Psychology

Unplugged: How to Break Free from Smartphone Addiction and Reclaim Your Focus

Image Credit: Softonic

We pick up our phones hundreds of times a day, scroll endlessly, and often forget why we unlocked them in the first place. But breaking the grip of smartphone addiction isn’t impossible — it just takes awareness, a few clever tricks, and a willingness to reset your relationship with your device.

It’s hard to imagine life without our phones. They wake us up, guide us through traffic, capture our photos, and even remind us to drink water. Yet somewhere along the way, convenience became compulsion. The typical smartphone user now touches their device an astonishing 2,600 times per day and spends more than three hours staring at it. Nearly half of all phone pickups happen within three minutes of the last one.

This constant connectivity comes at a cost. Studies show excessive phone use reduces attention spans, weakens short-term memory, disrupts sleep, and fuels anxiety and depression. Even our conversations suffer — it’s difficult to feel truly heard when one eye is always drifting to a glowing screen.
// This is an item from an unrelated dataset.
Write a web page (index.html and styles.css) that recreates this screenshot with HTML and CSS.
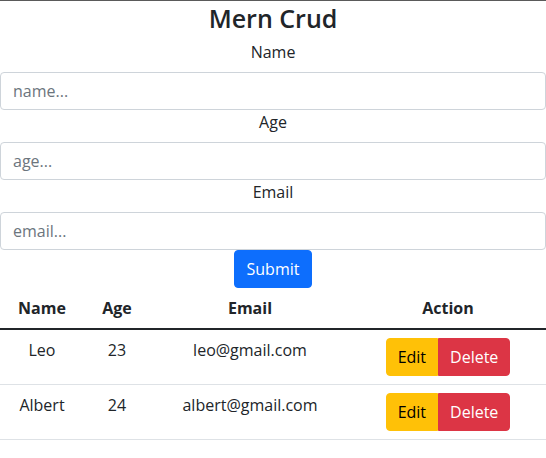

Ironically, most of us know all this, but still can’t stop scrolling. The reason is simple: phones are designed to keep us hooked. App developers, advertisers, and social media platforms use the same psychological triggers found in casinos — variable rewards, bright visuals, and subtle feedback loops — to keep us coming back for “just one more check.”

But here’s the good news: the same human adaptability that got us here can get us out. You can reclaim focus, calm, and even joy by taking small but deliberate steps.
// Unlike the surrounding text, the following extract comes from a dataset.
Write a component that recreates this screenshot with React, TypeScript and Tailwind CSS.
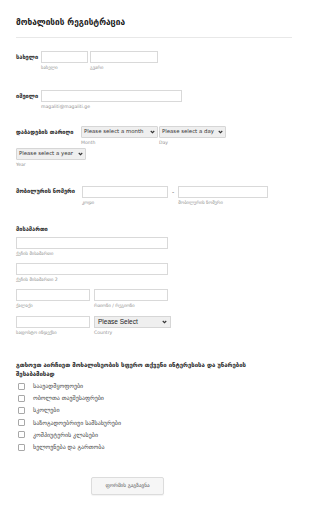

Image Credit: IT Brief Australia

7 PRACTICAL WAYS TO REDUCE SMARTPHONE DEPENDENCE

1. Take a weekly digital day off
Pick one day a week — usually Saturday or Sunday — and go phone-free. Let people know you’ll be offline, then stick to it. The first few hours may feel uncomfortable, even anxious, but that’s the point. You’re retraining your brain to tolerate stillness and rediscover non-digital forms of connection and rest.

2. Try a 30-day reset
Commit to a month of limited smartphone use. During this period, disable all non-essential apps and use your phone only for calls, texts, and navigation. The break gives your brain a chance to reset its dopamine response, reducing the constant craving for micro-rewards that scrolling provides. After 30 days, reintroduce apps intentionally, keeping only what adds genuine value.

3. Use apps that help you disconnect
Ironically, technology can also help you fight technology. Apps such as Forest, Space, Flipd, and Screen Time allow you to track, restrict, or gamify your screen use. With Forest, you grow a virtual tree every time you resist checking your phone — and those trees become real ones planted through reforestation projects.
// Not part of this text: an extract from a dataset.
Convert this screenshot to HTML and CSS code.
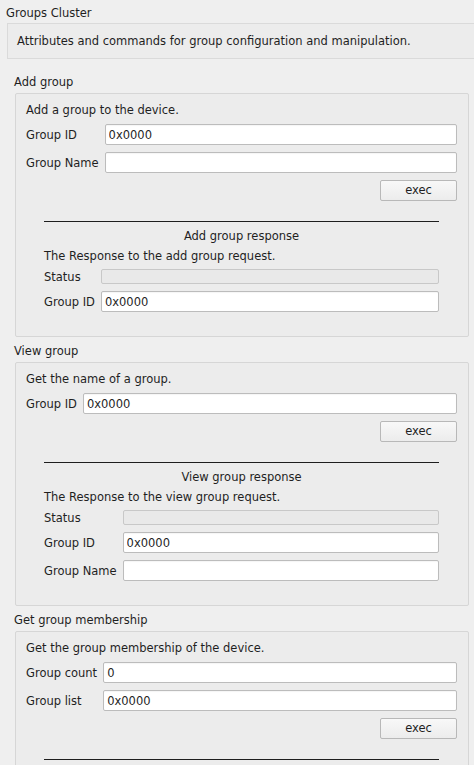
FILE: index.html
```html
<!DOCTYPE html>
<html>
<head>
<meta charset="utf-8">
<title>Groups Cluster</title>
<link rel="stylesheet" href="styles.css">
</head>
<body>
<div class="page">
  <div class="cluster-title">Groups Cluster</div>
  <div class="cluster-desc">Attributes and commands for group configuration and manipulation.</div>

  <div class="section-title first">Add group</div>
  <div class="group-box">
    <div class="desc">Add a group to the device.</div>
    <div class="form">
      <label>Group ID</label><input class="field" type="text" value="0x0000">
      <label>Group Name</label><input class="field" type="text" value="">
    </div>
    <div class="actions"><button class="btn">exec</button></div>
    <div class="response">
      <div class="sep"></div>
      <div class="resp-title">Add group response</div>
      <div class="resp-desc">The Response to the add group request.</div>
      <div class="form resp-form">
        <label>Status</label><input class="field status" type="text" value="" disabled>
        <label>Group ID</label><input class="field" type="text" value="0x0000">
      </div>
    </div>
  </div>

  <div class="section-title">View group</div>
  <div class="group-box">
    <div class="desc">Get the name of a group.</div>
    <div class="form">
      <label>Group ID</label><input class="field" type="text" value="0x0000">
    </div>
    <div class="actions"><button class="btn">exec</button></div>
    <div class="response">
      <div class="sep"></div>
      <div class="resp-title">View group response</div>
      <div class="resp-desc">The Response to the view group request.</div>
      <div class="form resp-form">
        <label>Status</label><input class="field status" type="text" value="" disabled>
        <label>Group ID</label><input class="field" type="text" value="0x0000">
        <label>Group Name</label><input class="field" type="text" value="">
      </div>
    </div>
  </div>

  <div class="section-title">Get group membership</div>
  <div class="group-box">
    <div class="desc">Get the group membership of the device.</div>
    <div class="form">
      <label>Group count</label><input class="field" type="text" value="0">
      <label>Group list</label><input class="field" type="text" value="0x0000">
    </div>
    <div class="actions"><button class="btn">exec</button></div>
    <div class="response">
      <div class="sep"></div>
    </div>
  </div>
</div>
</body>
</html>
```

FILE: styles.css
```css
html, body {
  margin: 0;
  padding: 0;
}

body {
  width: 474px;
  height: 765px;
  overflow: hidden;
  background: #efefef;
  color: #1f1f1f;
  font-family: "DejaVu Sans", sans-serif;
  font-size: 11.5px;
  line-height: 14px;
}

.page {
  display: flex;
  flex-direction: column;
}

.cluster-title {
  padding: 6px 0 3px 6px;
  height: 14px;
}

.cluster-desc {
  margin-left: 7px;
  margin-right: -20px;
  height: 34px;
  line-height: 34px;
  padding-left: 9px;
  border: 1px solid #dadada;
  background: #ececec;
  white-space: nowrap;
}

.section-title {
  margin: 7px 0 4px 14px;
}

.section-title.first {
  margin-top: 16px;
}

.group-box {
  margin: 0 5px 0 15px;
  padding: 9px 11px 24px 10px;
  border: 1px solid #d6d6d6;
  border-radius: 2px;
  background: #ececec;
  display: flex;
  flex-direction: column;
}

.desc {
  margin-bottom: 7px;
  white-space: nowrap;
}

.form {
  display: grid;
  grid-template-columns: max-content 1fr;
  column-gap: 6px;
  row-gap: 7px;
  align-items: center;
}

.form label {
  white-space: nowrap;
}

.field {
  box-sizing: border-box;
  height: 21px;
  width: 100%;
  margin: 0;
  padding: 0 3px;
  border: 1px solid #bcbcbc;
  border-radius: 2px;
  background: #ffffff;
  color: #1f1f1f;
  font-family: "DejaVu Sans", sans-serif;
  font-size: 11.5px;
  box-shadow: inset 0 1px 1px rgba(0, 0, 0, 0.04);
  outline: none;
}

.field.status {
  height: 15px;
  background: #e9e9e9;
  border-color: #c8c8c8;
  box-shadow: none;
}

.actions {
  display: flex;
  justify-content: flex-end;
  margin-top: 7px;
}

.btn {
  box-sizing: border-box;
  width: 77px;
  height: 21px;
  margin: 0;
  padding: 0;
  border: 1px solid #b8b8b8;
  border-radius: 2px;
  background: linear-gradient(#f8f8f8, #ececec);
  color: #1f1f1f;
  font-family: "DejaVu Sans", sans-serif;
  font-size: 11.5px;
  line-height: 19px;
}

.response {
  margin: 20px 18px 0 18px;
  display: flex;
  flex-direction: column;
}

.sep {
  height: 1px;
  background: #1e1e1e;
}

.resp-title {
  margin-top: 7px;
  text-align: center;
}

.resp-desc {
  margin-top: 6px;
  white-space: nowrap;
}

.resp-form {
  margin-top: 6px;
}
```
4. Keep your phone out of the bedroom
This single habit can transform your sleep, focus, and mood. Using your phone as an alarm is the main excuse for keeping it close, but an inexpensive alarm clock works just as well. Without a screen by your bed, you’ll fall asleep faster, wake up more peacefully, and reduce the temptation to start your day scrolling.

5. Park your phone when you get home
When you walk through the door after work, put your phone in a drawer or on a shelf. Out of sight really does mean out of mind. This simple act helps you transition mentally from work mode to home life, giving your family, partner, or even your own thoughts the attention they deserve.

6. Rewire your settings
Smartphones can be adjusted to serve you, not the other way around. Turn off unnecessary notifications, switch to grayscale mode, or move distracting apps off your home screen. Some people even set longer passcodes or enable “Do Not Disturb” for large portions of the day. The fewer visual cues you have to check your phone, the less frequently you will.

7. Use the hairband trick
Wrap a rubber band or hair tie around the middle of your phone. It won’t block calls or emergencies, but it forces you to pause before you scroll. Each time you reach for your phone, ask yourself: “What’s my intention?” That tiny moment of awareness can interrupt mindless habits and remind you that reaching for your phone is a choice.

Image Credit: Getty Images

FINDING BALANCE IN A DIGITAL WORLD

The goal isn’t to ditch technology altogether — it’s to use it consciously. Smartphones connect us to loved ones, knowledge, and opportunities, but they shouldn’t control our every waking moment. Learning to balance use with presence is now one of the most important skills of modern life.

Parents can set a powerful example by modelling digital boundaries. Children who see their parents checking messages during meals or conversations learn that constant distraction is normal. On the other hand, families that create “phone-free zones” — the dinner table, bedrooms, or car rides — tend to have better communication and stronger emotional bonds.

If you struggle to disconnect, remind yourself that you’re not alone. Tech companies spend billions designing products to capture your attention. What feels like weakness is often simply conditioning. But with each small change — one fewer notification, one more conversation uninterrupted — you reclaim a little more control.

And yes, there’s irony in the fact that you’re probably now reading an article about phone addiction on your phone! But perhaps it’s also the perfect moment to pause, set it down, and take a deep breath. The world will still be there when you look up.